Remembering my negative frittata experience, I selected a nonstick pan because I’d be dealing with eggs. I used my kitchen scale to measure out a half cup (four fluid ounces) of olive oil directly into my pan. Oil is a pain to wash out of measuring cups, so I use this maneuver whenever possible.
Following the recipe’s instructions, I alternated layers of potato, onion, garlic and salt into my pan. Then I reduced the heat to very low. Making this recipe is a lot more like poaching potatoes in oil than frying them. Every four minutes I flipped the potatoes around to make sure they were cooking evenly. There’s no hope of maintaining the potato strata after a flip, so I didn’t stress about it.
I fished out the potatoes and let them cool slightly before adding them to the eggs, for fear they’d otherwise scramble. I let the potatoes seep up the egg for a full 15 minutes. I used the downtime to gather my reserve oil, clean my pan, and re-oiled it.
When my potatoes had finished the egg bath, I cranked up the heat. I dumped the eggs in as quickly as possible and smoothed out the top with my spatula. After ten minutes, my tortilla was ready to flip. The layer of egg at the top of the pan was just begging to set up, and the toasty scent of frying potatoes filled the kitchen.
If I had been making a frittata, I would’ve had to do a lot of fancy spatula work to guarantee even cooking. But a Tortilla Española is super densely packed with potatoes, which, owing to their soak, are each coated in a thin layer of egg. The construction of the dish itself ensures even cooking without the cook’s poking or prodding.
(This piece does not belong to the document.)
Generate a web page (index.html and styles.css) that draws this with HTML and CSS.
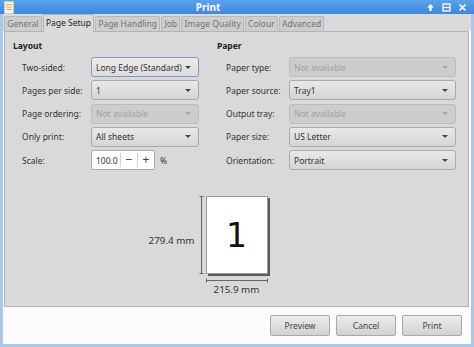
FILE: index.html
```html
<!DOCTYPE html>
<html lang="en">
<head>
    <meta charset="UTF-8">
    <title>Print</title>
    <link rel="stylesheet" href="styles.css">
</head>
<body>
<div class="window">
    <div class="titlebar">
        <span class="app-icon">
            <svg width="10" height="13" viewBox="0 0 10 13">
                <rect x="0.5" y="0.5" width="9" height="12" fill="#f4f4f0" stroke="#c9c9c0"/>
                <line x1="2" y1="3.5" x2="8" y2="3.5" stroke="#e0b040"/>
                <line x1="2" y1="6" x2="8" y2="6" stroke="#e0b040"/>
                <line x1="2" y1="8.5" x2="8" y2="8.5" stroke="#e0b040"/>
            </svg>
        </span>
        <span class="title">Print</span>
        <span class="controls">
            <svg width="9" height="9" viewBox="0 0 9 9"><path d="M4.5 1 L8 4.5 H5.7 V8 H3.3 V4.5 H1 Z" fill="#fff"/></svg>
            <svg width="9" height="9" viewBox="0 0 9 9"><rect x="1" y="1" width="7" height="7" fill="none" stroke="#fff" stroke-width="1.3"/><line x1="1" y1="4.5" x2="8" y2="4.5" stroke="#fff" stroke-width="1.3"/></svg>
            <svg width="9" height="9" viewBox="0 0 9 9"><path d="M1.5 1.5 L7.5 7.5 M7.5 1.5 L1.5 7.5" stroke="#fff" stroke-width="1.7"/></svg>
        </span>
    </div>
    <div class="dialog">
        <div class="tabs">
            <span class="tab">General</span>
            <span class="tab active">Page Setup</span>
            <span class="tab">Page Handling</span>
            <span class="tab">Job</span>
            <span class="tab">Image Quality</span>
            <span class="tab">Colour</span>
            <span class="tab">Advanced</span>
        </div>
        <div class="panel">
            <div class="columns">
                <section class="group">
                    <h3>Layout</h3>
                    <div class="form layout-form">
                        <label>Two-sided:</label>
                        <div class="combo focus"><span>Long Edge (Standard)</span><i class="arrow"></i></div>
                        <label>Pages per side:</label>
                        <div class="combo"><span>1</span><i class="arrow"></i></div>
                        <label>Page ordering:</label>
                        <div class="combo disabled"><span>Not available</span><i class="arrow"></i></div>
                        <label>Only print:</label>
                        <div class="combo"><span>All sheets</span><i class="arrow"></i></div>
                        <label>Scale:</label>
                        <div class="scale">
                            <div class="spin">
                                <span class="value">100.0</span>
                                <span class="step">&minus;</span>
                                <span class="step">+</span>
                            </div>
                            <span class="unit">%</span>
                        </div>
                    </div>
                </section>
                <section class="group">
                    <h3>Paper</h3>
                    <div class="form paper-form">
                        <label>Paper type:</label>
                        <div class="combo disabled"><span>Not available</span><i class="arrow"></i></div>
                        <label>Paper source:</label>
                        <div class="combo"><span>Tray1</span><i class="arrow"></i></div>
                        <label>Output tray:</label>
                        <div class="combo disabled"><span>Not available</span><i class="arrow"></i></div>
                        <label>Paper size:</label>
                        <div class="combo"><span>US Letter</span><i class="arrow"></i></div>
                        <label>Orientation:</label>
                        <div class="combo"><span>Portrait</span><i class="arrow"></i></div>
                    </div>
                </section>
            </div>
            <div class="preview">
                <div class="side left">
                    <span class="dim">279.4 mm</span>
                    <svg class="vruler" width="5" height="78" viewBox="0 0 5 78">
                        <line x1="2.5" y1="0" x2="2.5" y2="78" stroke="#666"/>
                        <line x1="0.5" y1="0.5" x2="4.5" y2="0.5" stroke="#666"/>
                        <line x1="0.5" y1="77.5" x2="4.5" y2="77.5" stroke="#666"/>
                    </svg>
                </div>
                <div class="sheet-col">
                    <div class="sheet">1</div>
                    <svg class="hruler" width="62" height="5" viewBox="0 0 62 5">
                        <line x1="0" y1="2.5" x2="62" y2="2.5" stroke="#666"/>
                        <line x1="0.5" y1="0.5" x2="0.5" y2="4.5" stroke="#666"/>
                        <line x1="61.5" y1="0.5" x2="61.5" y2="4.5" stroke="#666"/>
                    </svg>
                    <span class="dim">215.9 mm</span>
                </div>
                <div class="side"></div>
            </div>
        </div>
        <div class="buttons">
            <button>Preview</button>
            <button>Cancel</button>
            <button>Print</button>
        </div>
    </div>
</div>
</body>
</html>
```

FILE: styles.css
```css
body {
    margin: 0;
    font-family: "Noto Sans", sans-serif;
    font-size: 8.5px;
    color: #333;
    background-color: #a9c8ec;
}
.window {
    width: 474px;
    height: 347px;
    display: flex;
    flex-direction: column;
}
.titlebar {
    height: 14px;
    flex: none;
    display: flex;
    align-items: center;
    background: linear-gradient(#5ba2ee, #3d88de);
    color: white;
}
.app-icon {
    width: 16px;
    padding-left: 4px;
    display: flex;
    align-items: center;
}
.title {
    flex: 1;
    text-align: center;
    font-weight: bold;
    font-size: 10px;
    padding-right: 30px;
}
.controls {
    display: flex;
    gap: 7px;
    padding-right: 7px;
}
.dialog {
    flex: 1;
    margin: 0 3px 3px;
    background-color: #fcfcfc;
    display: flex;
    flex-direction: column;
}
.tabs {
    height: 17px;
    flex: none;
    display: flex;
    align-items: flex-end;
    gap: 1px;
    padding-left: 1px;
    background-color: #dadada;
    position: relative;
    z-index: 1;
}
.tab {
    height: 15px;
    line-height: 14px;
    padding: 0 2.2px;
    box-sizing: border-box;
    border: 1px solid #b7b7b7;
    border-bottom: none;
    border-radius: 2px 2px 0 0;
    background-color: #cecece;
    color: #707070;
}
.tab.active {
    height: 18px;
    line-height: 16px;
    margin-bottom: -1px;
    background-color: #dadada;
    color: #222;
}
.panel {
    flex: 1;
    margin: 0 2px 0 1px;
    border: 1px solid #b3b3b3;
    background-color: #d9d9d9;
    padding: 8px 8px 0;
    display: flex;
    flex-direction: column;
}
.columns {
    display: grid;
    grid-template-columns: 204px 1fr;
}
.group h3 {
    margin: 0;
    font-size: 8.5px;
    line-height: 12px;
    color: #222;
}
.form {
    display: grid;
    grid-auto-rows: 20px;
    row-gap: 3.25px;
    align-items: center;
    padding-left: 9px;
    margin-top: 5px;
}
.layout-form {
    grid-template-columns: 69px 108px;
}
.paper-form {
    grid-template-columns: 63px 167px;
}
.combo {
    height: 20px;
    box-sizing: border-box;
    border: 1px solid #aaaaaa;
    border-radius: 3px;
    background: linear-gradient(#e9e9e9, #d5d5d5);
    padding: 0 7px 0 4px;
    display: flex;
    align-items: center;
    justify-content: space-between;
    color: #333;
}
.combo.focus {
    border-color: #7f9dc2;
    background: linear-gradient(#ececec, #dcdcdc);
}
.combo.disabled {
    border-color: #bcbcbc;
    background: #cdcdcd;
    color: #a0a0a0;
}
.arrow {
    width: 0;
    height: 0;
    border-left: 3px solid transparent;
    border-right: 3px solid transparent;
    border-top: 3px solid #444;
}
.combo.disabled .arrow {
    border-top-color: #a8a8a8;
}
.scale {
    display: flex;
    align-items: center;
}
.spin {
    width: 64px;
    height: 20px;
    box-sizing: border-box;
    border: 1px solid #aaaaaa;
    border-radius: 2px;
    background-color: white;
    display: flex;
    align-items: center;
}
.spin .value {
    flex: 1;
    padding-left: 4px;
}
.spin .step {
    width: 16px;
    height: 14px;
    line-height: 14px;
    text-align: center;
    border-left: 1px solid #d0d0d0;
    font-size: 12px;
    color: #444;
}
.unit {
    margin-left: 5px;
}
.preview {
    display: flex;
    align-items: flex-start;
    padding-top: 26px;
}
.side {
    flex: 1;
}
.side.left {
    display: flex;
    justify-content: flex-end;
    align-items: center;
    height: 79px;
}
.side.left .dim {
    margin-right: 4px;
    margin-top: 10px;
}
.vruler {
    margin-right: 2px;
    margin-top: -1px;
}
.sheet-col {
    width: 62px;
    display: flex;
    flex-direction: column;
    align-items: center;
}
.sheet {
    width: 62px;
    height: 78px;
    box-sizing: border-box;
    border: 1px solid #9a9a9a;
    background-color: white;
    box-shadow: 2px 2px 0 #5a5a5a;
    display: flex;
    align-items: center;
    justify-content: center;
    font-family: "DejaVu Sans", sans-serif;
    font-size: 33px;
    color: #111;
}
.hruler {
    margin-top: 4px;
}
.dim {
    color: #333;
    font-size: 9.8px;
}
.sheet-col .dim {
    margin-top: 0;
    white-space: nowrap;
}
.buttons {
    height: 37px;
    flex: none;
    display: flex;
    justify-content: flex-end;
    align-items: center;
    gap: 6px;
    padding-right: 9px;
}
.buttons button {
    width: 60px;
    height: 21px;
    border: 1px solid #a9a9a9;
    border-radius: 2px;
    background: linear-gradient(#ececec, #d2d2d2);
    font-family: "Noto Sans", sans-serif;
    font-size: 8.5px;
    color: #444;
    padding: 0;
}
```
I covered the pan with a plate, held it firmly in place with mitted-hands, and flipped the pan upside down. A beautiful, browned dome was revealed. Then I slid the un-fried side of the tortilla into the bottom of the pan to brown. Five minutes later, my tortilla was done.
When Mom returned from the market, she told me that everyone had called and canceled. I had accidentally made myself a wonderful dinner. I ate it with cilantro, Parmesan, and sour cream. Seven ingredients never tasted so good.








Jesse said,
August 29, 2008 at 2:33 am
Is this the end of the Eat Drink Man Weblog experiment? I was hoping to live vicariously through you while I returned to school…and the student dining room.
Jessie said,
September 5, 2008 at 9:54 pm
I also want more. Since I’m now too far away to actually eat your cooking, I was hoping to be able to at least read about it. Also, I have little enough to do all day that I may actually take up cooking.